Another way Davies papers over the deficits in his comedy writing is with references. “I don’t care if she’s Miss fucking Marple, or Sherlock Holmes, or whoever the fuck Daniel Craig is in that fucking movie,” sputters the president’s advisor, Harry Hollinger (Ken Marino), early on. That’s not a joke, per se: it’s just a reminder of something else you know, in the hopes that your memories of it will fill in the writing Davies didn’t do. Some characters in the show are essentially just references: former actual senator Al Franken as a fictional senator; Eliza Coupe as a blonde conspiracy theorist politician named “Margery”; the aforementioned Lee as Tripp, a latter-day Billy Carter. I feel like the show Davies wanted to make was “Downton Abbey for the White House staff,” as Today blurbed for the book cover. Then, streaming platform research being what it is, maybe he was convinced to make Only Murders in the White House instead, and he had to strain to fit a naturally soapy concept into a quippy murder mystery format. And even if that’s not how it happened, something brought him here, a place he isn’t comfortable, not writing comedy because he is not a comedy writer.

If The Residence couldn’t work as a comedy — and it absolutely does not — then it could at least work as a mystery. But, as described in nplusone’s recent Netflix takedown, no one involved even trusts the audience to keep up. A witness will describe a scene.
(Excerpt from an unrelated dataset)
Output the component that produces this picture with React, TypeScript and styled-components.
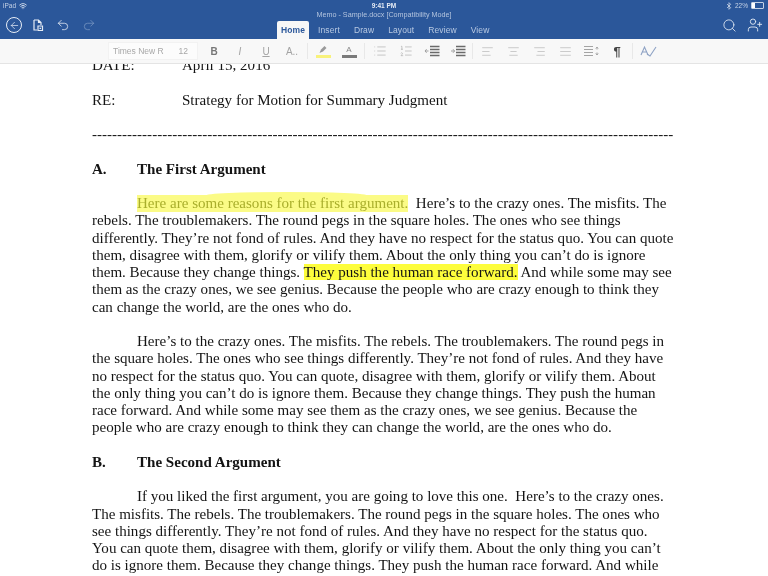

Then we see the scene she described. Then that scene will be described again at a Senate hearing about White House security the night of the state dinner. Mention of a plot point will trigger a flashback to a scene from the beginning of the same episode we are currently watching. This show could have been a movie if it wasn’t constantly recapping itself.

Funny is the best thing this alleged comedy could have been. Failing that, it could have been entertaining. But a show about a famously smart protagonist really shouldn’t insult its intelligence as much as The Residence does. Decline your invitation.